-- Problem statement --
Exactly and only the lines from the first entry through the line with "['w-[83px]', 'w-[113px]', 'w-[85px]', 'w-0']" should be copied, both ends included, with no pictures.

-- Records --
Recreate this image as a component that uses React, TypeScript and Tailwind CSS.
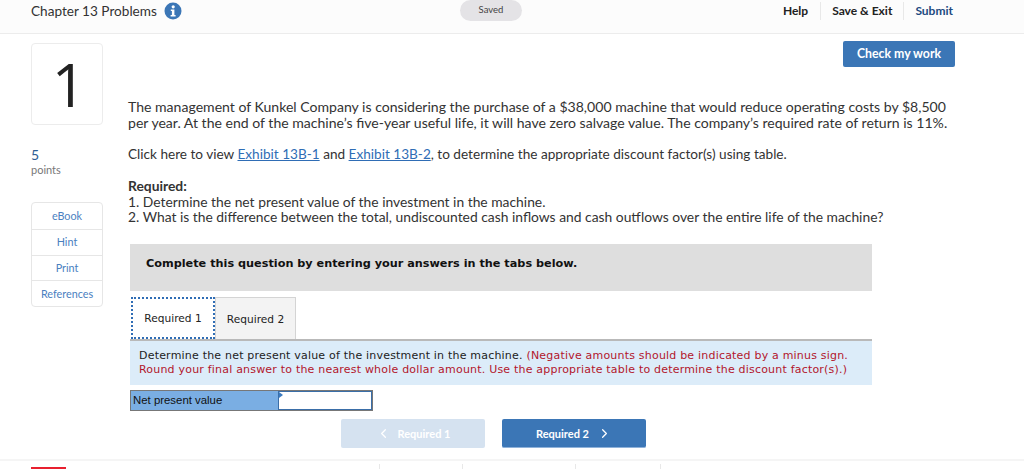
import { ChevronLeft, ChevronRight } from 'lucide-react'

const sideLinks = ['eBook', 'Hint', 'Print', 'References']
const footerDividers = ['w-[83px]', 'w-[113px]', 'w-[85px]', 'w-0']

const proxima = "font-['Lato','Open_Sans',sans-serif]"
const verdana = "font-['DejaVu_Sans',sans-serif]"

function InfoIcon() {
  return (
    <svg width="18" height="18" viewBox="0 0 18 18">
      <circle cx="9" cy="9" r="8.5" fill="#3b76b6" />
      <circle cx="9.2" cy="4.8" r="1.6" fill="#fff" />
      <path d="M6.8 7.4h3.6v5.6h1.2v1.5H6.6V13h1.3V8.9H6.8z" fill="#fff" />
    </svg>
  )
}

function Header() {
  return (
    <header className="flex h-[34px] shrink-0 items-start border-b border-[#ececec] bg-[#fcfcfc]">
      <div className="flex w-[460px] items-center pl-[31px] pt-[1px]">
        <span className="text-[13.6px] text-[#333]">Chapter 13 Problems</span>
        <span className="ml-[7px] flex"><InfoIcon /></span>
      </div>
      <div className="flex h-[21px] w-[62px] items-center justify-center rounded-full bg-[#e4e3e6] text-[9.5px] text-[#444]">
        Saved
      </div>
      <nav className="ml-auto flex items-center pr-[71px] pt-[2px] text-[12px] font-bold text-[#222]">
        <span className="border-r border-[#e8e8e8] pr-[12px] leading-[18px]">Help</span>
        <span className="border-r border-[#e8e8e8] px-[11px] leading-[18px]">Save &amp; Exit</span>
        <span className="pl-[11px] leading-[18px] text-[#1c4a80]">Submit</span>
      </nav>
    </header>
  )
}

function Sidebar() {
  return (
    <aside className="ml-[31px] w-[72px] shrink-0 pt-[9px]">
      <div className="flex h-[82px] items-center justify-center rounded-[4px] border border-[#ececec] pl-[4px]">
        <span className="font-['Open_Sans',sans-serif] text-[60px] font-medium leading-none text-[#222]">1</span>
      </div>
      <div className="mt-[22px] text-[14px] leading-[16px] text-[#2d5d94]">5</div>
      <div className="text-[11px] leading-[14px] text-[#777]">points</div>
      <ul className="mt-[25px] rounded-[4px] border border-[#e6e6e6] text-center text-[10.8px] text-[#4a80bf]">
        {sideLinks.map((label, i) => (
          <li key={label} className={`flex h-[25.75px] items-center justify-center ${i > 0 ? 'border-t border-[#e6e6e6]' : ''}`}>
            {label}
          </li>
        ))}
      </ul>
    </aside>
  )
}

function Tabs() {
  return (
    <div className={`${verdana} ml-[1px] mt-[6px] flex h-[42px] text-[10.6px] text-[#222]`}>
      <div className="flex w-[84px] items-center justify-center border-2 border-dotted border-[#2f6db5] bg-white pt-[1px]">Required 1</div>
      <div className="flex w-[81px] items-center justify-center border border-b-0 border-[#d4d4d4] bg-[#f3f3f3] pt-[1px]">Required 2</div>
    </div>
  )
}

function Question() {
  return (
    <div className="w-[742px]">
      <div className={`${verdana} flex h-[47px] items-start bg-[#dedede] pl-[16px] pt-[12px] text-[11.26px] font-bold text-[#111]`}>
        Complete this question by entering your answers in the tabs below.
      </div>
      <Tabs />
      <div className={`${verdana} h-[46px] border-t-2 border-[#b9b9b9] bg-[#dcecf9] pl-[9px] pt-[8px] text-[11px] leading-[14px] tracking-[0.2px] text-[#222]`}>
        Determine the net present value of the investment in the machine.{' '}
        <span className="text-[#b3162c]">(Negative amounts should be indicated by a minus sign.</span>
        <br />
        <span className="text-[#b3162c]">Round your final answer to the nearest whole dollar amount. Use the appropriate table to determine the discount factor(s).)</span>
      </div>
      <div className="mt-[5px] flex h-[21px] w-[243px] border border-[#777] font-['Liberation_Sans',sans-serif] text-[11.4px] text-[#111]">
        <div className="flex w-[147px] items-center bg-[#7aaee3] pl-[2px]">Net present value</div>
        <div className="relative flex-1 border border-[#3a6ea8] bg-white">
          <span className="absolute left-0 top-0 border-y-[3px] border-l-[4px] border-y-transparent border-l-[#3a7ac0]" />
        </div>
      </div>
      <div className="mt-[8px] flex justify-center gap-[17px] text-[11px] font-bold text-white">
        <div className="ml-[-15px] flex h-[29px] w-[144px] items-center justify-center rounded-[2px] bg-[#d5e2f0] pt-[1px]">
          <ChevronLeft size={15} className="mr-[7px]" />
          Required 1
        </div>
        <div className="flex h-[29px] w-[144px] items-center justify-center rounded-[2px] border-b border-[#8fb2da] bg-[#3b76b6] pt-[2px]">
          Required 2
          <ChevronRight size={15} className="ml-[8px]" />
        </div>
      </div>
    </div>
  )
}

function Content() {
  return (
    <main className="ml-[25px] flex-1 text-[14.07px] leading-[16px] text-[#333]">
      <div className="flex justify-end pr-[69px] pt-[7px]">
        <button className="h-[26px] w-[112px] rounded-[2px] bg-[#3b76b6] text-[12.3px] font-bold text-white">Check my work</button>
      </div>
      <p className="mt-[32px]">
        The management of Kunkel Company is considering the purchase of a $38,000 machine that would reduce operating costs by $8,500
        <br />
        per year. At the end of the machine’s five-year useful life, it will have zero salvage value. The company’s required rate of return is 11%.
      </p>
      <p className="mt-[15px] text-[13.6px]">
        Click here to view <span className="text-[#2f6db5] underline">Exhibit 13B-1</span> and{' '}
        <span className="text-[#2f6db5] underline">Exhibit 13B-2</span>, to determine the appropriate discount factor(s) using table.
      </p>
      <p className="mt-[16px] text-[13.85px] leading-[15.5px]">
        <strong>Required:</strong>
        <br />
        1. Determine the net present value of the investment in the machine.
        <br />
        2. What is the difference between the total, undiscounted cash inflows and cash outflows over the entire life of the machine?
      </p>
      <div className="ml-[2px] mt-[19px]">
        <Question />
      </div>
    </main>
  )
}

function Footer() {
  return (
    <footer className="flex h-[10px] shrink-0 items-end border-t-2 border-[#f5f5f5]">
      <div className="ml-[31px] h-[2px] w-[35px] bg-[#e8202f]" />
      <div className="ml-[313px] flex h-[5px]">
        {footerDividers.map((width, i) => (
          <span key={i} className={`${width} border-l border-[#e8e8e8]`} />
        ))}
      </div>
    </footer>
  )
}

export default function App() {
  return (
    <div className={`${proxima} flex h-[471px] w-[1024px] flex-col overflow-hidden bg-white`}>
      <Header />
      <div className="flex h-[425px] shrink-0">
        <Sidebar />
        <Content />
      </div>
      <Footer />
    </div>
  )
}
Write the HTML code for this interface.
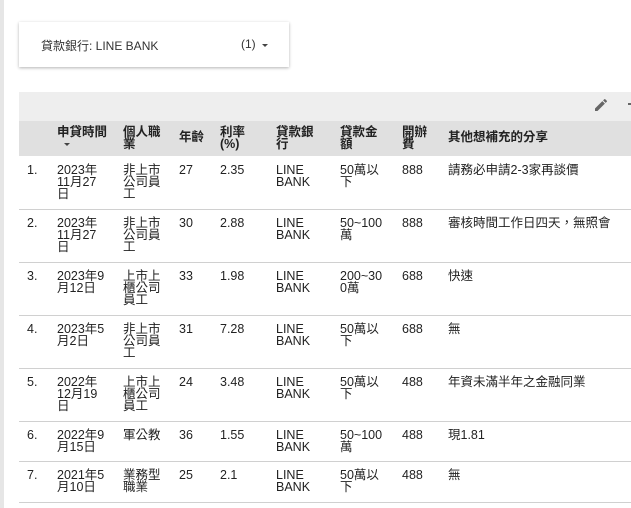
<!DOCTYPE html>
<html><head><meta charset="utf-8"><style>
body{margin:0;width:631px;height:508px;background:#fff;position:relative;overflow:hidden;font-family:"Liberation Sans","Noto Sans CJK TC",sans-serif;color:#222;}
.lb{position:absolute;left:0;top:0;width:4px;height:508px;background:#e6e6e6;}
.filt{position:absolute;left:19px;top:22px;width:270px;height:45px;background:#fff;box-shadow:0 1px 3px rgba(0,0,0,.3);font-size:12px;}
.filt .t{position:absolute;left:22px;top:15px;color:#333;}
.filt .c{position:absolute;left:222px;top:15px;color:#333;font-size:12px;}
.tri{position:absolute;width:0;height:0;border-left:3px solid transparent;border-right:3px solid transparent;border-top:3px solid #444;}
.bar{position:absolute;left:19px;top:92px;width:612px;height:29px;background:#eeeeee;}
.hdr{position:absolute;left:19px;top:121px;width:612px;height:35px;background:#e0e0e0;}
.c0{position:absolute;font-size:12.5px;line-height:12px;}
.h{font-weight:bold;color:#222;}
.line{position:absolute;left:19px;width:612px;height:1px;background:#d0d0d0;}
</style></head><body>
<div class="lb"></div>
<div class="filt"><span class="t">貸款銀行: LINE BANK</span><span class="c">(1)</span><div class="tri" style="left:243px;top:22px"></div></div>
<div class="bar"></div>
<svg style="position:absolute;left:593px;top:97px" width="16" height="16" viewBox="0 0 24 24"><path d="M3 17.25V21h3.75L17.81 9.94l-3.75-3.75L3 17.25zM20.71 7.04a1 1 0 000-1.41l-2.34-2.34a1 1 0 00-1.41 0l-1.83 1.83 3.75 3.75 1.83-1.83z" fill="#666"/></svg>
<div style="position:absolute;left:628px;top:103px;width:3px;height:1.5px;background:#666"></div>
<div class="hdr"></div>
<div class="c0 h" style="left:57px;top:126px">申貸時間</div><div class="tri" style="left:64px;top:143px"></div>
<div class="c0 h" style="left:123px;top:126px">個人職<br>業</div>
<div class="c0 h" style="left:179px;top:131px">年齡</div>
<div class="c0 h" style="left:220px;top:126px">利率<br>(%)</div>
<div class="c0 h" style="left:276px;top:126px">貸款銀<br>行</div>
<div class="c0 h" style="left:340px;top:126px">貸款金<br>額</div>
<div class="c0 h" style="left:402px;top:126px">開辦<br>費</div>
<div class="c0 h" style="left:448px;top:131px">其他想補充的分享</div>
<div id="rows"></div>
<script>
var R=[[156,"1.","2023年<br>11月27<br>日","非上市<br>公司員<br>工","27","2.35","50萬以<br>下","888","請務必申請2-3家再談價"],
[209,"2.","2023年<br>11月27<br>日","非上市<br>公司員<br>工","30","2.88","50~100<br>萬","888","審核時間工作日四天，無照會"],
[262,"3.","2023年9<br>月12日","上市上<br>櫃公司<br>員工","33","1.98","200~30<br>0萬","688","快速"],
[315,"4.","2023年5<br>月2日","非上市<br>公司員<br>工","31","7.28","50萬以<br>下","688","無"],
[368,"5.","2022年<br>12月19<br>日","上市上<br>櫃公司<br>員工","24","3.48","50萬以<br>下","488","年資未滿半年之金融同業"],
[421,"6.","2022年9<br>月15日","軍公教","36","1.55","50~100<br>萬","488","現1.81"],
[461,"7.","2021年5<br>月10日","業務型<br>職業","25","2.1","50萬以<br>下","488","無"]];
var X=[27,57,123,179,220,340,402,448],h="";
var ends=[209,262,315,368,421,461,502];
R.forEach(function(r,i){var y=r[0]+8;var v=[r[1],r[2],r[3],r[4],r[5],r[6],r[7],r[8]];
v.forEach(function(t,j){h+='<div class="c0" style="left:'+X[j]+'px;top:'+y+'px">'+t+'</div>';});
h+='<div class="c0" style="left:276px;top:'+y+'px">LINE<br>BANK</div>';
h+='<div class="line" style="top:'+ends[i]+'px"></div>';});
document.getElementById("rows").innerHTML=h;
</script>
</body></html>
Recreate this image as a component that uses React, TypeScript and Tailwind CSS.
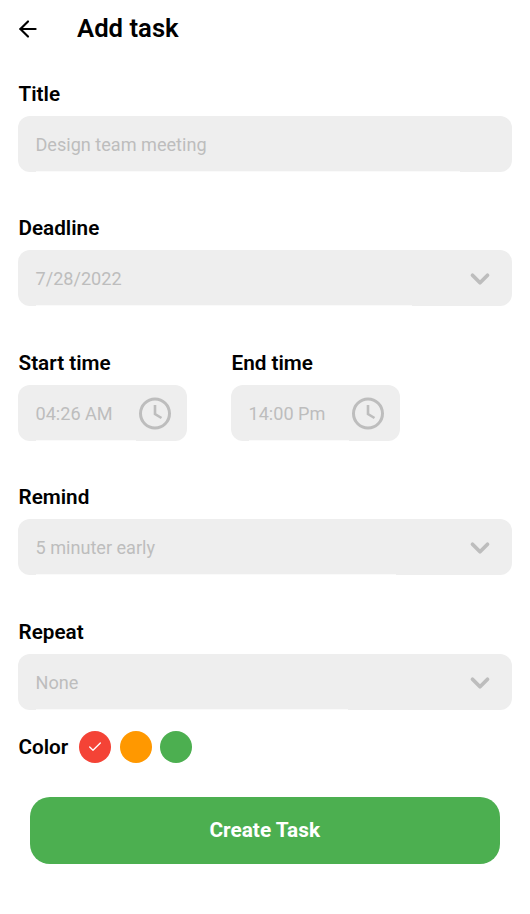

-- Result --
Recreate this image as a component that uses React, TypeScript and Tailwind CSS.
import { ChevronLeft, ChevronRight } from 'lucide-react'

const sideLinks = ['eBook', 'Hint', 'Print', 'References']
const footerDividers = ['w-[83px]', 'w-[113px]', 'w-[85px]', 'w-0']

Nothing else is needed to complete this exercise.